When I read this book to the children, we identified with Peter, of course. Mr. McGregor was the villain, even though it was his garden that Peter ransacked. Peter, on the other hand, was devilish but brave. Willing to take on the world. And definitely a locavore.

It’s not a rabbit but deer that have turned me into Mr. McGregor. The herd of deer who have watched and waited until our day lily buds are full to bursting and then moved in for the kill. The deer who have eluded the stinky Invisible Fence that we’ve doused our flowers with.

Now I know how Mr. McGregor feels. We looked forward to the day lilies all spring long.  We transplanted, fertilized and nurtured them. And then, just when we were preparing to enjoy them, the deer snapped them up.

It’s not just disappointment I feel. It’s humiliation: Deer 1, Anne 0.

Photo: Project Gutenberg

Benin Bound

Benin Bound

When we moved to Virginia, Suzanne was a six-month old baby. Today she flies to Benin, West Africa, to begin two-plus years of Peace Corps service. The room into which she’s crammed two decades worth of books and photos, dreams and plans — that room is preternaturally tidy now.

I made myself go in it late yesterday, though I would just as soon have left the door closed. But as she begins her adventure overseas, we begin the adventure of living without her.

It’s what you do as a parent and as a human being, learn to live without the ones you love.  This time the sadness has a fullness to it, though, a sense of life renewing itself. And that makes me grateful for it, in the same way that I’m glad for much-needed rain or the first crisp days of fall.

I don’t know where Suzanne will be stationed in this strange new country. Will it be in the south, near the water, or in the north, near the Sahel? More likely somewhere in the middle.

All I know is that the map of Benin that Suzanne studied for months is now in my possession. I’m the one studying its towns and rivers; I’m the one dreaming about the day when I can visit this faraway place.

 

The Walking Self

The Walking Self

A cloudy, humid morning, the air a warm bath, out early before the day, and the thunderstorms, catch up with us. I spy a woman I’ve only seen walking — but this time she’s in front of her house. I have to look twice to be sure that it’s her. She looks far less jaunty pushing a lawnmower than she does striding along the street.

Which makes me wonder: Do we have a walking self? More confident and sure, a creature of motion not of pause.

I think that we do.

And if we walk far enough, and long enough, maybe the two selves merge.

Longest Day

Longest Day

Tom and Celia head to Montana today, which means their longest day will be even longer. And which means that last night was the last time in a long time that we’ll all be together.

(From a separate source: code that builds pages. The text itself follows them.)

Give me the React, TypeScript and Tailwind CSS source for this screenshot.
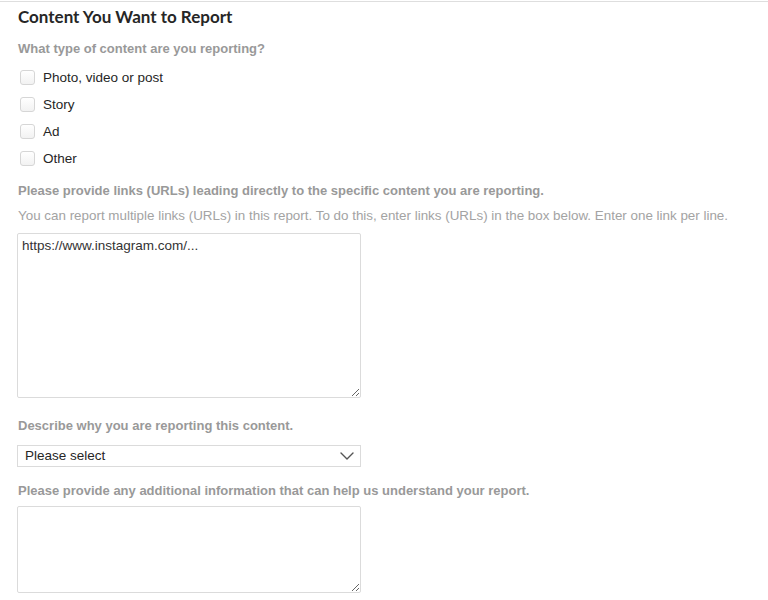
const contentTypes = ['Photo, video or post', 'Story', 'Ad', 'Other'];

export default function App() {
  return (
    <div className="min-h-screen bg-white pt-px font-['Liberation_Sans',Arial,sans-serif] text-[#262626]">
      <div className="border-t border-[#dedede] px-[17px]">
        <h2 className="mt-[5px] pl-px font-['Lato','Liberation_Sans',sans-serif] text-[17px] leading-[20px] font-bold">
          Content You Want to Report
        </h2>

        <p className="mt-[14px] pl-px text-[13px] leading-4 font-bold text-[#999999]">
          What type of content are you reporting?
        </p>
        <ul className="mt-[7px]">
          {contentTypes.map((label) => (
            <li key={label} className="flex h-[27px] items-center gap-[8px] pl-[3px]">
              <span className="h-[15px] w-[15px] rounded-[3px] border border-[#d6d6d6] bg-gradient-to-b from-white to-[#f2f2f2]" />
              <span className="text-[13.5px] leading-4">{label}</span>
            </li>
          ))}
        </ul>

        <p className="mt-[11px] pl-px text-[13px] leading-4 font-bold text-[#999999]">
          Please provide links (URLs) leading directly to the specific content you are reporting.
        </p>
        <p className="mt-[9px] pl-px text-[13.4px] leading-4 text-[#a3a3a3]">
          You can report multiple links (URLs) in this report. To do this, enter links (URLs) in the box below. Enter one link per line.
        </p>
        <textarea
          defaultValue="https://www.instagram.com/..."
          className="mt-[9px] block h-[165px] w-[344px] rounded-[2px] border border-[#dbdbdb] px-[4px] py-[4px] text-[13.5px] leading-4 text-[#333333] outline-none"
        />

        <p className="mt-[20px] pl-px text-[13px] leading-4 font-bold text-[#999999]">
          Describe why you are reporting this content.
        </p>
        <div className="mt-[11px] flex h-[22px] w-[344px] items-center justify-between border border-[#dbdbdb] pr-[5px] pl-[7px]">
          <span className="text-[13.5px] leading-4 text-[#262626]">Please select</span>
          <svg width="14" height="8" viewBox="0 0 14 8" fill="none" className="mr-px">
            <polyline points="1,1 7,7 13,1" stroke="#555555" strokeWidth="1.4" strokeLinecap="round" strokeLinejoin="round" />
          </svg>
        </div>

        <p className="mt-[16px] pl-px text-[13px] leading-4 font-bold text-[#999999]">
          Please provide any additional information that can help us understand your report.
        </p>
        <textarea className="mt-[7px] block h-[87px] w-[344px] rounded-[2px] border border-[#dbdbdb] px-[4px] py-[4px] text-[13px] outline-none" />
      </div>
    </div>
  );
}
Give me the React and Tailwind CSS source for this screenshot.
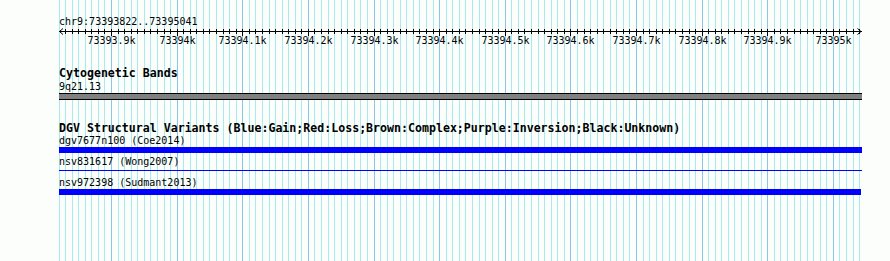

We sat on the deck until well past 10, picking at what was left of the quiche I made for dinner, lighting candles, discussing everything from ESPN to circular time. At one point we stopped talking to check on Copper, who was tangling with some wild creature (a fox?) in the back of our yard. Our little dog can always be counted on for comic relief.

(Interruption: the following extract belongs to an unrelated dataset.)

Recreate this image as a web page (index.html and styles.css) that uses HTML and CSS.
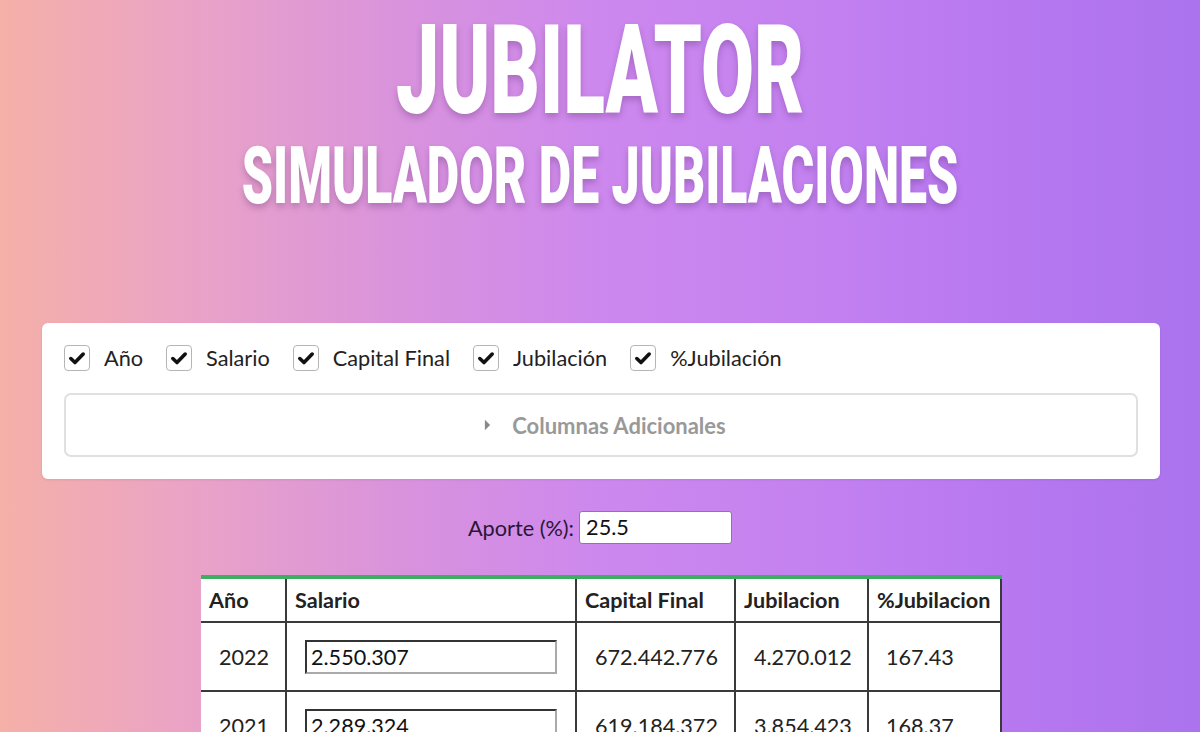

Eventually the conversation came around to Africa, to the trips we’ll make there and what we’ll do when we arrive. It was a good topic on which to land. It is the optimistic approach, the sunny approach, what you think about on the longest day.

Find a Place

Find a Place

… I watch them, the creatures of a city I have dreamed, the flowering
of an ache to be at home …

These lines are from a poem called “The Flowering” by Glenn Shea, from a collection called Find a Place That Could Pass for Home, featured on today’s “Writer’s Almanac.”  The poem caught my eye because it’s about home and about London, where I’ve always felt at home.

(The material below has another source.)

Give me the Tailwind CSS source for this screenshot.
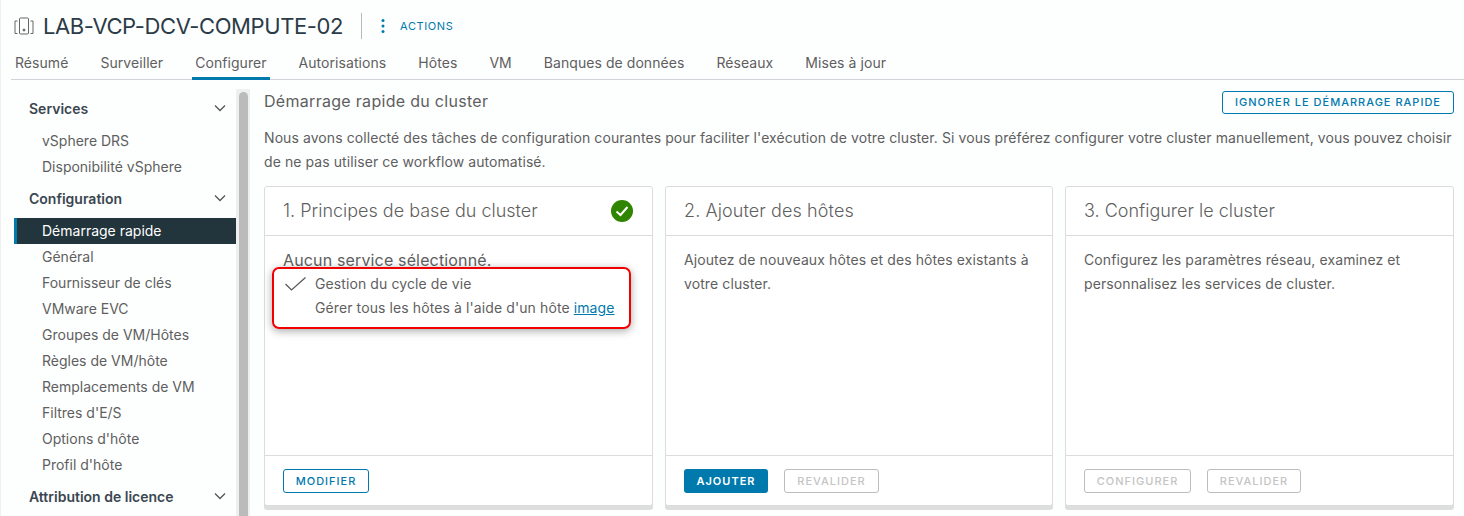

I think of a city I have dreamed, and I see the canyons of Lower Manhattan, the hidden mews of the Village, the broad swath of Amsterdam heading north, the green lawns of Central Park, front yard of a nation.

I remember the grass there, its outcroppings of rock, the aroma of a summer subway, clanging of metal against metal, a fresh breeze from the river flowing across our roof. The haze of a summer Sunday, heading back to my little apartment, knowing I could never live in the city forever, that this place I loved would never be my home.